Some records
╔══

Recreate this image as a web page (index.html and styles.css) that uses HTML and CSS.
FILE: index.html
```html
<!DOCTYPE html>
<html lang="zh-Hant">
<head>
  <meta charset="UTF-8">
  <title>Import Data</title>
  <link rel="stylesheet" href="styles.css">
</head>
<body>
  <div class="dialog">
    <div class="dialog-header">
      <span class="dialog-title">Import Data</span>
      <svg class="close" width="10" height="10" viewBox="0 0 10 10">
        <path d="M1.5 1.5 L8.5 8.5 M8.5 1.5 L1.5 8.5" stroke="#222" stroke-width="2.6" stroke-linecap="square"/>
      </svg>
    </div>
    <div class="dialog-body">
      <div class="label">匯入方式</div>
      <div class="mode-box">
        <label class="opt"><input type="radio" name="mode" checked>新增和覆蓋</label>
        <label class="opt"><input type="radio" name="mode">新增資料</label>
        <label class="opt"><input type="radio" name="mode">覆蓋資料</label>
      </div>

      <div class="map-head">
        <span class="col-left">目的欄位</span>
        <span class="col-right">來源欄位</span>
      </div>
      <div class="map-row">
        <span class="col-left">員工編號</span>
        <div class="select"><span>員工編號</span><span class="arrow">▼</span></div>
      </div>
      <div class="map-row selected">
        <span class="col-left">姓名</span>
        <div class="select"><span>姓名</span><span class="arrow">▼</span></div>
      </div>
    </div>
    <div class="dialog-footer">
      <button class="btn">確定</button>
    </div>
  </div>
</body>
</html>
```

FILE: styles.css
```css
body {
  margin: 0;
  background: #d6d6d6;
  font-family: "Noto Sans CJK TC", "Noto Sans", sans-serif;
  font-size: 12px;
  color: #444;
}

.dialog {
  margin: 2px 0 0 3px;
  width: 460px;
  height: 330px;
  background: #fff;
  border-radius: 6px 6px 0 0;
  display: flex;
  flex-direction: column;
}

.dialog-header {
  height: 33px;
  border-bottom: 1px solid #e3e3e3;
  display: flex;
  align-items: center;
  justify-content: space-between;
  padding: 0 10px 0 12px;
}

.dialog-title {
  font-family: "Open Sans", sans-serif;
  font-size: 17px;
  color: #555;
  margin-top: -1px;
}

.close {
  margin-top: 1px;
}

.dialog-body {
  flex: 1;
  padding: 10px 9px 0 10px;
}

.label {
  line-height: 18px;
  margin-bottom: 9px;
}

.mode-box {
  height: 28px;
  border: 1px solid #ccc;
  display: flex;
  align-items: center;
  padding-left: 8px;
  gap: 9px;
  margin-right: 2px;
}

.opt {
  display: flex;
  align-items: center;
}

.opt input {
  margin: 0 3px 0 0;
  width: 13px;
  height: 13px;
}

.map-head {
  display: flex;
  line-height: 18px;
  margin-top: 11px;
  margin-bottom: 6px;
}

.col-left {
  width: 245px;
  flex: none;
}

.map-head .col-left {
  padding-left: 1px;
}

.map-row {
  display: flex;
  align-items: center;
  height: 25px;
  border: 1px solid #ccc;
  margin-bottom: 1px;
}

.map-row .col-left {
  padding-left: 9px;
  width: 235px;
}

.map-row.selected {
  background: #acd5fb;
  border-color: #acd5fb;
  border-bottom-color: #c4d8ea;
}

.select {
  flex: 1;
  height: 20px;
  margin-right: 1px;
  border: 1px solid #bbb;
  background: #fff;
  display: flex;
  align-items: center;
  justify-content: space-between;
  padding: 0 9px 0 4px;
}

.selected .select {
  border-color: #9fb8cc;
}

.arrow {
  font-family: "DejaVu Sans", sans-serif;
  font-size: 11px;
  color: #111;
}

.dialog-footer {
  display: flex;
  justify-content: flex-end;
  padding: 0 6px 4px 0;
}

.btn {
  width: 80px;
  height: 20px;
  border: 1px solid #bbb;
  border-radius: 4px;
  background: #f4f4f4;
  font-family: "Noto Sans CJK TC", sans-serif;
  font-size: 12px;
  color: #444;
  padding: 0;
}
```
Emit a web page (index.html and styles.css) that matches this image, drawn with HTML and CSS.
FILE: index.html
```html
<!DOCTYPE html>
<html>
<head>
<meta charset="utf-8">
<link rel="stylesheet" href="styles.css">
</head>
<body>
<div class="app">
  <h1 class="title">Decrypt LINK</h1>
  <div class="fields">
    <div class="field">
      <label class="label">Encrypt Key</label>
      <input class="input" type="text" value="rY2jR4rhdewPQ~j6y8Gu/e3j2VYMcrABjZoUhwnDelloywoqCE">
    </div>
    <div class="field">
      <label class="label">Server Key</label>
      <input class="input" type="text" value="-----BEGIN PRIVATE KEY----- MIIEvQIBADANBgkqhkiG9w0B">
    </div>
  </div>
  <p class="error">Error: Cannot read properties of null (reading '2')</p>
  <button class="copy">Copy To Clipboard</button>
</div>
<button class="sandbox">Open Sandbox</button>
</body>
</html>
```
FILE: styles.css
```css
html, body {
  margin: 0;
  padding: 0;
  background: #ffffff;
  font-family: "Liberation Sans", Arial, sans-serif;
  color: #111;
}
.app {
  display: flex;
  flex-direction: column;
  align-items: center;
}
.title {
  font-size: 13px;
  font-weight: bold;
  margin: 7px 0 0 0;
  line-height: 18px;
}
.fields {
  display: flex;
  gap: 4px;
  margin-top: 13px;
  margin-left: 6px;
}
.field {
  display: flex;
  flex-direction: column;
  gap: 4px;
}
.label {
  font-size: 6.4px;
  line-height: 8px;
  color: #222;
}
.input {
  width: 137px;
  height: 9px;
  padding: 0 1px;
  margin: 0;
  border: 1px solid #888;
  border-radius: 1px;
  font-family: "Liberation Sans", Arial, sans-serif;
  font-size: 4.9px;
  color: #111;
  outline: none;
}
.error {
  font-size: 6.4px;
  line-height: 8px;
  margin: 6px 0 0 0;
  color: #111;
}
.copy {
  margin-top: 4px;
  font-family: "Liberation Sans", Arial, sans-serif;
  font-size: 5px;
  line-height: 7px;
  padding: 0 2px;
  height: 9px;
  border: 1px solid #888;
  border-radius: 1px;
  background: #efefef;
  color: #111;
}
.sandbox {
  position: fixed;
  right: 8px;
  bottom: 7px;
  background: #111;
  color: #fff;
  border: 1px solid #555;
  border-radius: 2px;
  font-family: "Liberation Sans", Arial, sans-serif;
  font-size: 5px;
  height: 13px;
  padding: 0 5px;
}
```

╚══

## [WHAT YOU ARE ASKED TO DO]
Set all of the records down again, exactly as they stand.

## [COMPLETED TASK]
Recreate this image as a web page (index.html and styles.css) that uses HTML and CSS.
FILE: index.html
```html
<!DOCTYPE html>
<html lang="zh-Hant">
<head>
  <meta charset="UTF-8">
  <title>Import Data</title>
  <link rel="stylesheet" href="styles.css">
</head>
<body>
  <div class="dialog">
    <div class="dialog-header">
      <span class="dialog-title">Import Data</span>
      <svg class="close" width="10" height="10" viewBox="0 0 10 10">
        <path d="M1.5 1.5 L8.5 8.5 M8.5 1.5 L1.5 8.5" stroke="#222" stroke-width="2.6" stroke-linecap="square"/>
      </svg>
    </div>
    <div class="dialog-body">
      <div class="label">匯入方式</div>
      <div class="mode-box">
        <label class="opt"><input type="radio" name="mode" checked>新增和覆蓋</label>
        <label class="opt"><input type="radio" name="mode">新增資料</label>
        <label class="opt"><input type="radio" name="mode">覆蓋資料</label>
      </div>

      <div class="map-head">
        <span class="col-left">目的欄位</span>
        <span class="col-right">來源欄位</span>
      </div>
      <div class="map-row">
        <span class="col-left">員工編號</span>
        <div class="select"><span>員工編號</span><span class="arrow">▼</span></div>
      </div>
      <div class="map-row selected">
        <span class="col-left">姓名</span>
        <div class="select"><span>姓名</span><span class="arrow">▼</span></div>
      </div>
    </div>
    <div class="dialog-footer">
      <button class="btn">確定</button>
    </div>
  </div>
</body>
</html>
```

FILE: styles.css
```css
body {
  margin: 0;
  background: #d6d6d6;
  font-family: "Noto Sans CJK TC", "Noto Sans", sans-serif;
  font-size: 12px;
  color: #444;
}

.dialog {
  margin: 2px 0 0 3px;
  width: 460px;
  height: 330px;
  background: #fff;
  border-radius: 6px 6px 0 0;
  display: flex;
  flex-direction: column;
}

.dialog-header {
  height: 33px;
  border-bottom: 1px solid #e3e3e3;
  display: flex;
  align-items: center;
  justify-content: space-between;
  padding: 0 10px 0 12px;
}

.dialog-title {
  font-family: "Open Sans", sans-serif;
  font-size: 17px;
  color: #555;
  margin-top: -1px;
}

.close {
  margin-top: 1px;
}

.dialog-body {
  flex: 1;
  padding: 10px 9px 0 10px;
}

.label {
  line-height: 18px;
  margin-bottom: 9px;
}

.mode-box {
  height: 28px;
  border: 1px solid #ccc;
  display: flex;
  align-items: center;
  padding-left: 8px;
  gap: 9px;
  margin-right: 2px;
}

.opt {
  display: flex;
  align-items: center;
}

.opt input {
  margin: 0 3px 0 0;
  width: 13px;
  height: 13px;
}

.map-head {
  display: flex;
  line-height: 18px;
  margin-top: 11px;
  margin-bottom: 6px;
}

.col-left {
  width: 245px;
  flex: none;
}

.map-head .col-left {
  padding-left: 1px;
}

.map-row {
  display: flex;
  align-items: center;
  height: 25px;
  border: 1px solid #ccc;
  margin-bottom: 1px;
}

.map-row .col-left {
  padding-left: 9px;
  width: 235px;
}

.map-row.selected {
  background: #acd5fb;
  border-color: #acd5fb;
  border-bottom-color: #c4d8ea;
}

.select {
  flex: 1;
  height: 20px;
  margin-right: 1px;
  border: 1px solid #bbb;
  background: #fff;
  display: flex;
  align-items: center;
  justify-content: space-between;
  padding: 0 9px 0 4px;
}

.selected .select {
  border-color: #9fb8cc;
}

.arrow {
  font-family: "DejaVu Sans", sans-serif;
  font-size: 11px;
  color: #111;
}

.dialog-footer {
  display: flex;
  justify-content: flex-end;
  padding: 0 6px 4px 0;
}

.btn {
  width: 80px;
  height: 20px;
  border: 1px solid #bbb;
  border-radius: 4px;
  background: #f4f4f4;
  font-family: "Noto Sans CJK TC", sans-serif;
  font-size: 12px;
  color: #444;
  padding: 0;
}
```
Emit a web page (index.html and styles.css) that matches this image, drawn with HTML and CSS.
FILE: index.html
```html
<!DOCTYPE html>
<html>
<head>
<meta charset="utf-8">
<link rel="stylesheet" href="styles.css">
</head>
<body>
<div class="app">
  <h1 class="title">Decrypt LINK</h1>
  <div class="fields">
    <div class="field">
      <label class="label">Encrypt Key</label>
      <input class="input" type="text" value="rY2jR4rhdewPQ~j6y8Gu/e3j2VYMcrABjZoUhwnDelloywoqCE">
    </div>
    <div class="field">
      <label class="label">Server Key</label>
      <input class="input" type="text" value="-----BEGIN PRIVATE KEY----- MIIEvQIBADANBgkqhkiG9w0B">
    </div>
  </div>
  <p class="error">Error: Cannot read properties of null (reading '2')</p>
  <button class="copy">Copy To Clipboard</button>
</div>
<button class="sandbox">Open Sandbox</button>
</body>
</html>
```
FILE: styles.css
```css
html, body {
  margin: 0;
  padding: 0;
  background: #ffffff;
  font-family: "Liberation Sans", Arial, sans-serif;
  color: #111;
}
.app {
  display: flex;
  flex-direction: column;
  align-items: center;
}
.title {
  font-size: 13px;
  font-weight: bold;
  margin: 7px 0 0 0;
  line-height: 18px;
}
.fields {
  display: flex;
  gap: 4px;
  margin-top: 13px;
  margin-left: 6px;
}
.field {
  display: flex;
  flex-direction: column;
  gap: 4px;
}
.label {
  font-size: 6.4px;
  line-height: 8px;
  color: #222;
}
.input {
  width: 137px;
  height: 9px;
  padding: 0 1px;
  margin: 0;
  border: 1px solid #888;
  border-radius: 1px;
  font-family: "Liberation Sans", Arial, sans-serif;
  font-size: 4.9px;
  color: #111;
  outline: none;
}
.error {
  font-size: 6.4px;
  line-height: 8px;
  margin: 6px 0 0 0;
  color: #111;
}
.copy {
  margin-top: 4px;
  font-family: "Liberation Sans", Arial, sans-serif;
  font-size: 5px;
  line-height: 7px;
  padding: 0 2px;
  height: 9px;
  border: 1px solid #888;
  border-radius: 1px;
  background: #efefef;
  color: #111;
}
.sandbox {
  position: fixed;
  right: 8px;
  bottom: 7px;
  background: #111;
  color: #fff;
  border: 1px solid #555;
  border-radius: 2px;
  font-family: "Liberation Sans", Arial, sans-serif;
  font-size: 5px;
  height: 13px;
  padding: 0 5px;
}
```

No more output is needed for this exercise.